Does Moral Code Have a Moral Code? Probing Delphi's Moral Philosophy
- URL: http://arxiv.org/abs/2205.12771v1
- Date: Wed, 25 May 2022 13:37:56 GMT
- Title: Does Moral Code Have a Moral Code? Probing Delphi's Moral Philosophy
- Authors: Kathleen C. Fraser, Svetlana Kiritchenko, and Esma Balkir
- Abstract summary: We probe the Allen AI Delphi model with a set of standardized morality questionnaires.
Despite some inconsistencies, Delphi tends to mirror the moral principles associated with the demographic groups involved in the annotation process.

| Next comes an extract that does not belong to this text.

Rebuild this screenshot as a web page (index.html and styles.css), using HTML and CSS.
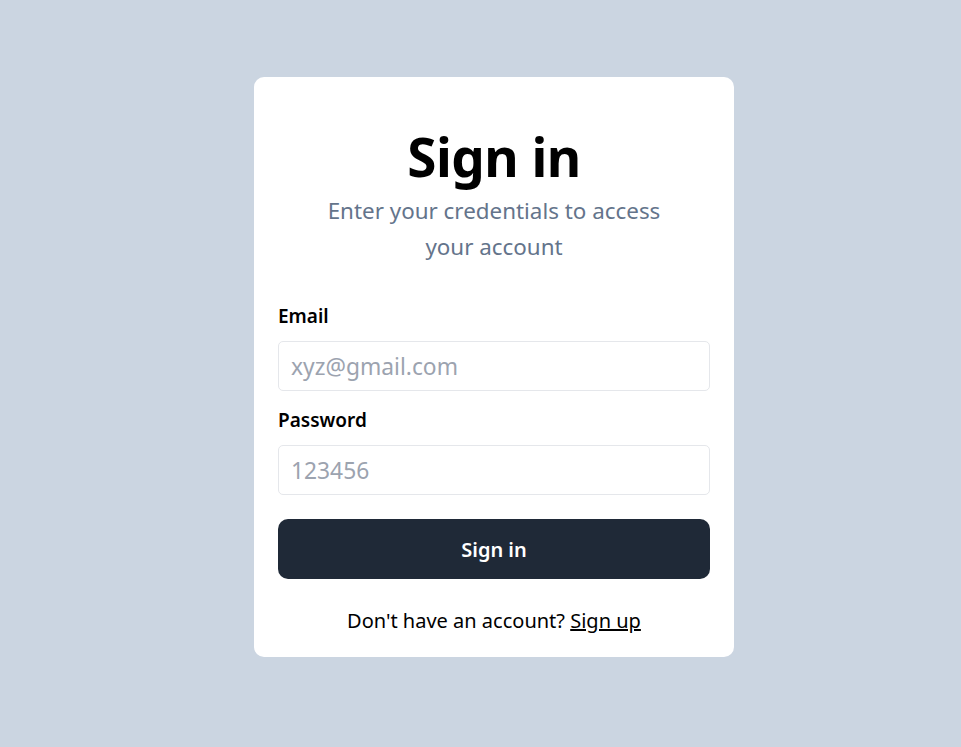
FILE: index.html
```html
<!DOCTYPE html>
<html>
<head>
<meta charset="utf-8">
<link rel="stylesheet" href="styles.css">
</head>
<body>
<div class="page">
  <div class="card">
    <h1 class="title">Sign in</h1>
    <p class="subtitle">Enter your credentials to access your account</p>
    <div class="form">
      <label class="label">Email</label>
      <input class="input" type="text" placeholder="xyz@gmail.com">
      <label class="label">Password</label>
      <input class="input" type="password" placeholder="123456">
      <button class="btn">Sign in</button>
    </div>
    <p class="footer">Don't have an account? <a class="link" href="#">Sign up</a></p>
  </div>
</div>
</body>
</html>
```
FILE: styles.css
```css
* { box-sizing: border-box; }
html, body { margin: 0; padding: 0; }
body {
  background: #cbd5e1;
  font-family: "Noto Sans", "Open Sans", sans-serif;
  color: #000;
}
.page {
  height: 747px;
  display: flex;
  justify-content: center;
  align-items: flex-start;
  padding-top: 77px;
  padding-left: 27px;
}
.card {
  width: 480px;
  height: 580px;
  background: #fff;
  border-radius: 10px;
  padding: 24px 24px 0;
  display: flex;
  flex-direction: column;
}
.title {
  margin: 24px 0 0;
  text-align: center;
  font-size: 53px;
  line-height: 64px;
  font-weight: 700;
  letter-spacing: -0.5px;
}
.subtitle {
  margin: 4px auto 0;
  width: 370px;
  text-align: center;
  color: #64748b;
  font-size: 22.4px;
  line-height: 36px;
}
.form {
  margin-top: 21px;
  display: flex;
  flex-direction: column;
}
.label {
  font-size: 19px;
  line-height: 28px;
  font-weight: 600;
  margin-top: 15px;
  margin-bottom: 11px;
}
.label:first-child { margin-top: 16px; }
.input {
  height: 50px;
  border: 1px solid #e5e7eb;
  border-radius: 5px;
  padding: 0 12px;
  font-family: inherit;
  font-size: 22.8px;
  color: #111;
  outline: none;
}
.input::placeholder { color: #9ca3af; }
.btn {
  margin-top: 24px;
  height: 60px;
  border: none;
  border-radius: 10px;
  background: #1f2937;
  color: #fff;
  font-family: inherit;
  font-size: 20px;
  font-weight: 600;
}
.footer {
  margin: 28px 0 0;
  text-align: center;
  font-size: 20px;
  line-height: 28px;
}
.link { color: #000; text-decoration: underline; }
```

- Score: 5.760388205237227
- License: http://arxiv.org/licenses/nonexclusive-distrib/1.0/
- Abstract: In an effort to guarantee that machine learning model outputs conform with
human moral values, recent work has begun exploring the possibility of
explicitly training models to learn the difference between right and wrong.

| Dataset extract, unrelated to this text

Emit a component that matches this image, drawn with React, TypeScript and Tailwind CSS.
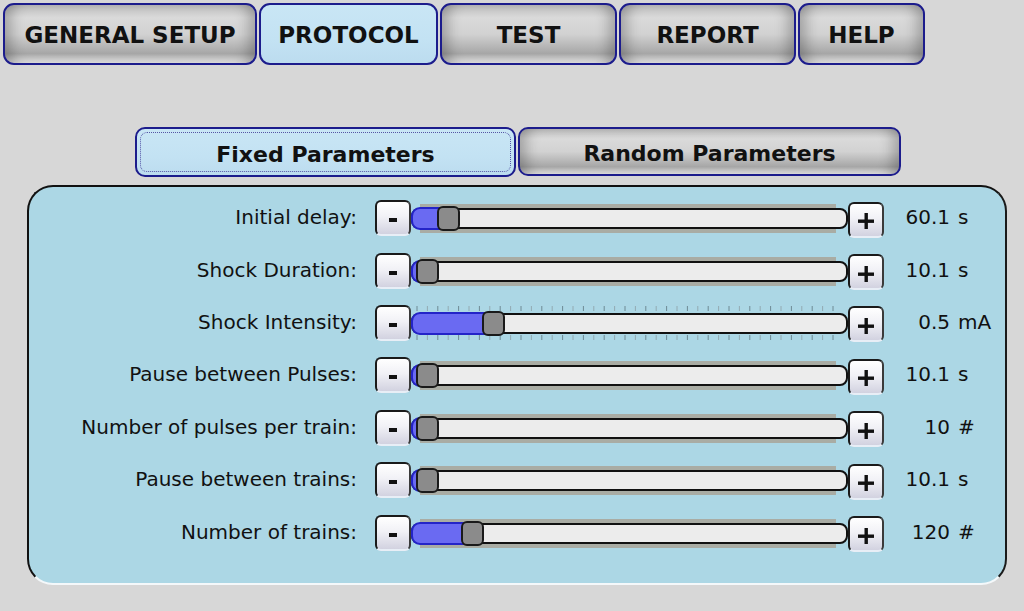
import React from 'react';

const metal =
  'bg-[linear-gradient(to_bottom,#bcbcbc_0%,#dadada_22%,#d2d2d2_50%,#a6a6a6_84%,#e6e6e6_100%)] shadow-[inset_14px_0_14px_-8px_rgba(0,0,0,0.26),inset_-14px_0_14px_-8px_rgba(0,0,0,0.26)]';
const active = 'bg-[linear-gradient(to_bottom,#c9e6f5_0%,#c3e2f3_60%,#bcdcef_100%)]';

const tabs = [
  { label: 'GENERAL SETUP', w: 'w-[254px]' },
  { label: 'PROTOCOL', w: 'w-[179px]', on: true },
  { label: 'TEST', w: 'w-[177px]' },
  { label: 'REPORT', w: 'w-[177px]' },
  { label: 'HELP', w: 'w-[127px]' },
];

interface Row {
  label: string;
  num: string;
  unit: string;
  pos: number; // thumb left offset in px inside track
  ticks?: boolean;
}

const rows: Row[] = [
  { label: 'Initial delay:', num: '60.1', unit: 's', pos: 26 },
  { label: 'Shock Duration:', num: '10.1', unit: 's', pos: 5 },
  { label: 'Shock Intensity:', num: '0.5', unit: 'mA', pos: 71, ticks: true },
  { label: 'Pause between Pulses:', num: '10.1', unit: 's', pos: 5 },
  { label: 'Number of pulses per train:', num: '10', unit: '#', pos: 5 },
  { label: 'Pause between trains:', num: '10.1', unit: 's', pos: 5 },
  { label: 'Number of trains:', num: '120', unit: '#', pos: 50 },
];

function StepButton({ sign }: { sign: '-' | '+' }) {
  return (
    <button
      className={`w-[36px] h-[36px] shrink-0 rounded-[6px] border-2 border-t-[#1a1a1a] border-l-[#1a1a1a] border-r-[#3a3a3a] border-b-[#e8eef6] bg-[linear-gradient(to_bottom,#ffffff_0%,#f1f1f6_45%,#d2d2e0_100%)] flex items-center justify-center ${
        sign === '+' ? 'mt-[3px]' : ''
      }`}
    >
      {sign === '-' ? (
        <span className="block w-[8px] h-[4px] bg-[#111] mt-[4px]" />
      ) : (
        <svg width="18" height="18" viewBox="0 0 18 18" className="mt-[3px]">
          <rect x="7.5" y="1" width="3.4" height="16" fill="#111" />
          <rect x="1" y="7.5" width="16" height="3.4" fill="#111" />
        </svg>
      )}
    </button>
  );
}

function Ticks() {
  const xs = Array.from({ length: 41 }, (_, i) => 6 + i * 10.4);
  return (
    <svg className="absolute left-0 top-0" width="437" height="40" viewBox="0 0 437 40">
      {xs.map((x, i) => (
        <g key={i} stroke={i % 2 === 0 ? '#6f8a94' : '#93aab2'} strokeWidth="1">
          <line x1={x} y1="3" x2={x} y2="8" />
          <line x1={x} y1="32" x2={x} y2="37" />
        </g>
      ))}
    </svg>
  );
}

function Slider({ pos, ticks }: { pos: number; ticks?: boolean }) {
  return (
    <div className="relative w-[437px] h-[40px] shrink-0">
      {ticks ? (
        <Ticks />
      ) : (
        <div className="absolute left-[9px] right-[12px] top-[6px] h-[29px] bg-[#a9aca4]" />
      )}
      <div className="absolute left-0 right-0 top-[10px] h-[21px] rounded-[8px] border-2 border-[#111] bg-[#ececec]" />
      <div
        className="absolute left-0 top-[9px] h-[23px] rounded-l-[9px] border-2 border-r-0 border-[#2424c8] bg-[#6a6af2]"
        style={{ width: pos + 6 }}
      />
      <div
        className="absolute top-[8px] w-[23px] h-[25px] rounded-[6px] border-2 border-[#1a1a1a] bg-[#8b8b8b]"
        style={{ left: pos }}
      />
    </div>
  );
}

export default function App() {
  return (
    <div
      className="w-[1024px] h-[611px] bg-[#d7d7d7] overflow-hidden pt-[3px] pl-[3px]"
      style={{ fontFamily: '"DejaVu Sans", Verdana, sans-serif' }}
    >
      <div className="flex gap-[2px]">
        {tabs.map((t) => (
          <div
            key={t.label}
            className={`${t.w} h-[62px] pt-[3px] rounded-[11px] border-2 border-[#1c1c8c] flex items-center justify-center text-[23px] font-bold text-[#111] ${
              t.on ? active : metal
            }`}
          >
            {t.label}
          </div>
        ))}
      </div>

      <div className="flex gap-[2px] mt-[62px] ml-[132px]">
        <div
          className={`relative w-[381px] h-[50px] pt-[4px] rounded-[10px] border-2 border-[#1c1c8c] flex items-center justify-center text-[22px] font-bold text-[#111] ${active}`}
        >
          <div className="absolute inset-[3px] rounded-[7px] border border-dotted border-[#5656a6]" />
          <span className="relative">Fixed Parameters</span>
        </div>
        <div
          className={`w-[383px] h-[49px] pt-[4px] rounded-[10px] border-2 border-[#1c1c8c] flex items-center justify-center text-[22px] font-bold text-[#111] ${metal}`}
        >
          Random Parameters
        </div>
      </div>

      <div className="mt-[8px] ml-[24px] w-[980px] h-[400px] rounded-[26px] border-2 border-t-[#111] border-l-[#111] border-r-[#1a1a1a] border-b-[#f4f8fa] bg-[#acd7e5] pt-[5px]">
        {rows.map((r) => (
          <div key={r.label} className="flex items-center h-[52.4px]">
            <div className="w-[328px] text-right text-[20px] text-[#111] shrink-0 -mt-[2px]">{r.label}</div>
            <div className="w-[18px] shrink-0" />
            <StepButton sign="-" />
            <Slider pos={r.pos} ticks={r.ticks} />
            <StepButton sign="+" />
            <div className="flex items-baseline text-[20px] text-[#111] ml-[6px] -mt-[2px]">
              <span className="w-[60px] text-right">{r.num}</span>
              <span className="ml-[8px]">{r.unit}</span>
            </div>
          </div>
        ))}
      </div>
    </div>
  );
}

This is typically done in a bottom-up fashion, by exposing the model to
different scenarios, annotated with human moral judgements. One question,
however, is whether the trained models actually learn any consistent,
higher-level ethical principles from these datasets -- and if so, what? Here,
we probe the Allen AI Delphi model with a set of standardized morality
questionnaires, and find that, despite some inconsistencies, Delphi tends to
mirror the moral principles associated with the demographic groups involved in
the annotation process. We question whether this is desirable and discuss how
we might move forward with this knowledge.